Task brief: Locate the lines where "with" occurs and copy them as they stand.

Information given:

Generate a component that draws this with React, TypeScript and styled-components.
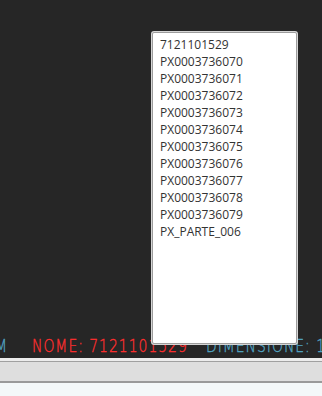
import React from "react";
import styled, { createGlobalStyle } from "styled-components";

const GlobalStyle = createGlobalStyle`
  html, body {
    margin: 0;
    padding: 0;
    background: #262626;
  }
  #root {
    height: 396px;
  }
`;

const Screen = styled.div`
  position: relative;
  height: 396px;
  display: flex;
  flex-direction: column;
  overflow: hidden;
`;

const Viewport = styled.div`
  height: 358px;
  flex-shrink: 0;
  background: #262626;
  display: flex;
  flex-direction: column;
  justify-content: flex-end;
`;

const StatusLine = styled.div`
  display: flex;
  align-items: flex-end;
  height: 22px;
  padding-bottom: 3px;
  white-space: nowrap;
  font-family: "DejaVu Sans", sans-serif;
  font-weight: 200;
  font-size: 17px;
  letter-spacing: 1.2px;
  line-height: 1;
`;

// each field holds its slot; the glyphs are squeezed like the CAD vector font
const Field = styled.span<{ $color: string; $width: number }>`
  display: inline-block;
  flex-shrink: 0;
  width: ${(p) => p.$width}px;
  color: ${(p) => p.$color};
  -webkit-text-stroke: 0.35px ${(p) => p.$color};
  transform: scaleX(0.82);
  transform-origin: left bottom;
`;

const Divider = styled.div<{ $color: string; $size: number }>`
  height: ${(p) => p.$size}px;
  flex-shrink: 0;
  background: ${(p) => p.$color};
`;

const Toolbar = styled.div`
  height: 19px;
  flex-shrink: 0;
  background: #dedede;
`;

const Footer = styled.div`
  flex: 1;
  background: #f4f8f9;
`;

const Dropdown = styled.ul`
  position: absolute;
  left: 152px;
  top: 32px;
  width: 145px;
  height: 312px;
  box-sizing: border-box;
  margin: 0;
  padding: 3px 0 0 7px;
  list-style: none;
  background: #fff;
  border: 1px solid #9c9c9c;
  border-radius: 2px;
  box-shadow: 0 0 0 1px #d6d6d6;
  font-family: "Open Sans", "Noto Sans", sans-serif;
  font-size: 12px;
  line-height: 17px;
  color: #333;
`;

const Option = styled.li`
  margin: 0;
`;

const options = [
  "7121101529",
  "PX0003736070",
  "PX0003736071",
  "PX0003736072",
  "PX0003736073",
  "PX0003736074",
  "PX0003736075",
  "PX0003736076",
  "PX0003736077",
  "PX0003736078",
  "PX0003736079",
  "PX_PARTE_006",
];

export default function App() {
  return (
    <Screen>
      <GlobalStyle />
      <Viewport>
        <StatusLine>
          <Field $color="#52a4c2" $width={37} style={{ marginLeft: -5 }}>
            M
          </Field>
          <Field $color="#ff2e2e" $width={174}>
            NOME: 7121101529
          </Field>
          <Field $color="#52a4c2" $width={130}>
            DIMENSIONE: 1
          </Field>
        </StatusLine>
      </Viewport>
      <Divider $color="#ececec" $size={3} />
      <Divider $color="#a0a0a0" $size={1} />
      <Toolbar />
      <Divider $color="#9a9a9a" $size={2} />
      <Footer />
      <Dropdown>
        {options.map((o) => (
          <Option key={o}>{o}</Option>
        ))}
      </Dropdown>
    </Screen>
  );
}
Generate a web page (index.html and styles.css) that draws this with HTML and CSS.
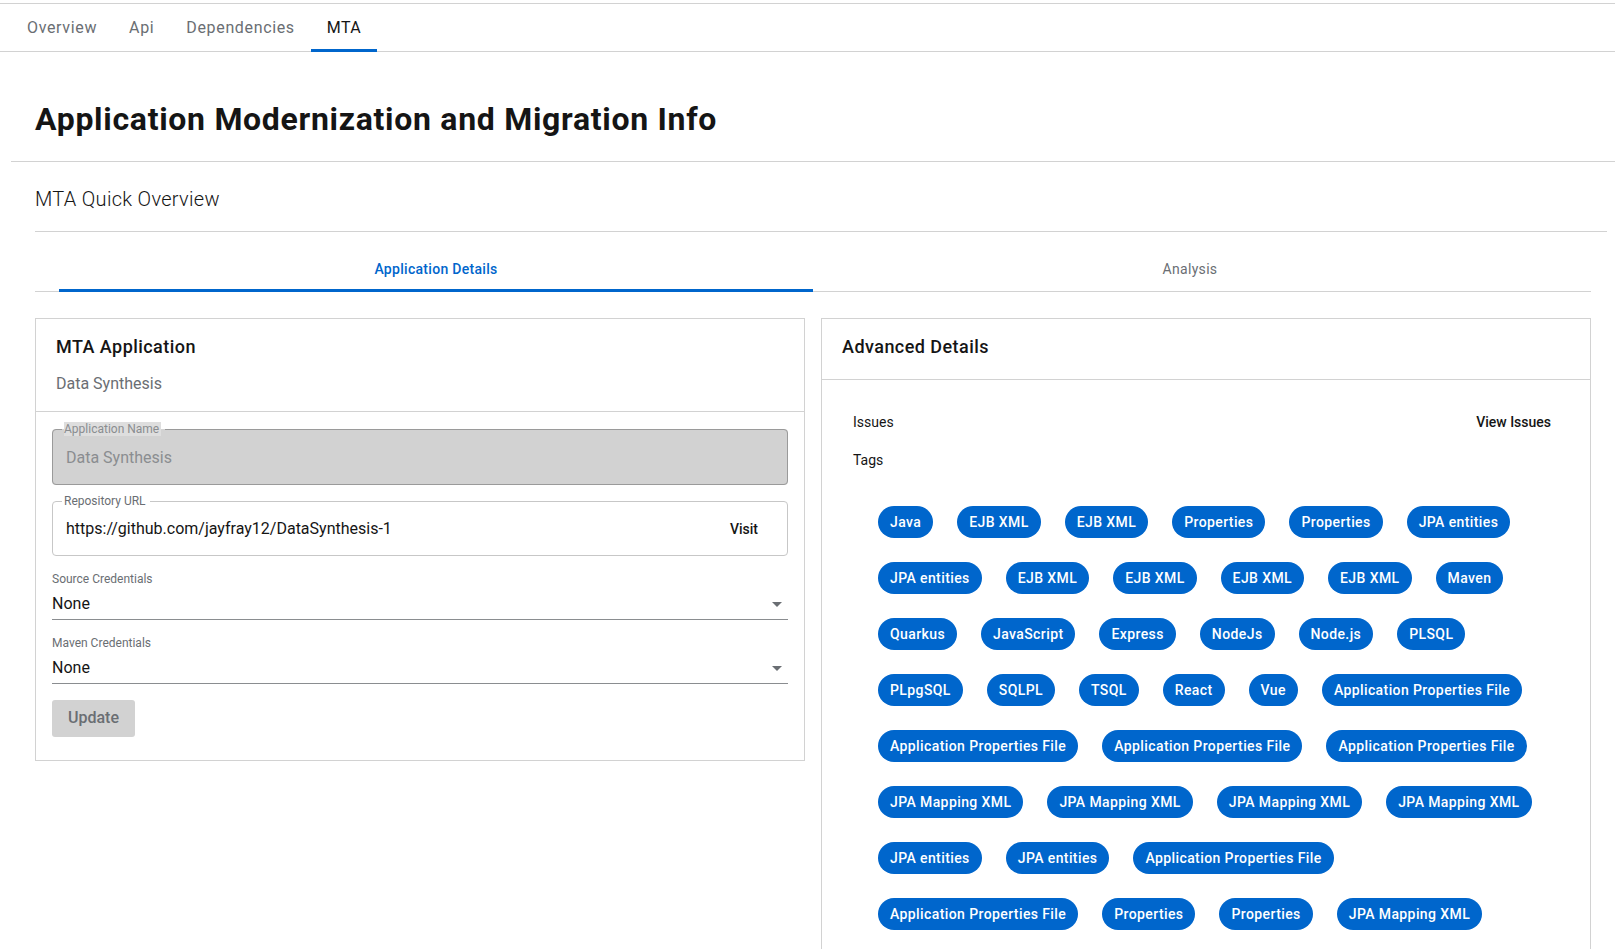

--

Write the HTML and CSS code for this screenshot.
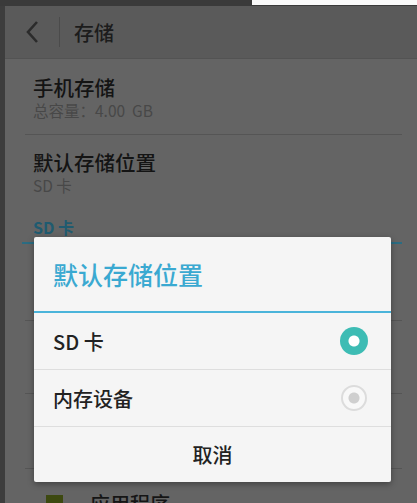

Solution to this exercise:
Generate a component that draws this with React, TypeScript and styled-components.
Generate a web page (index.html and styles.css) that draws this with HTML and CSS.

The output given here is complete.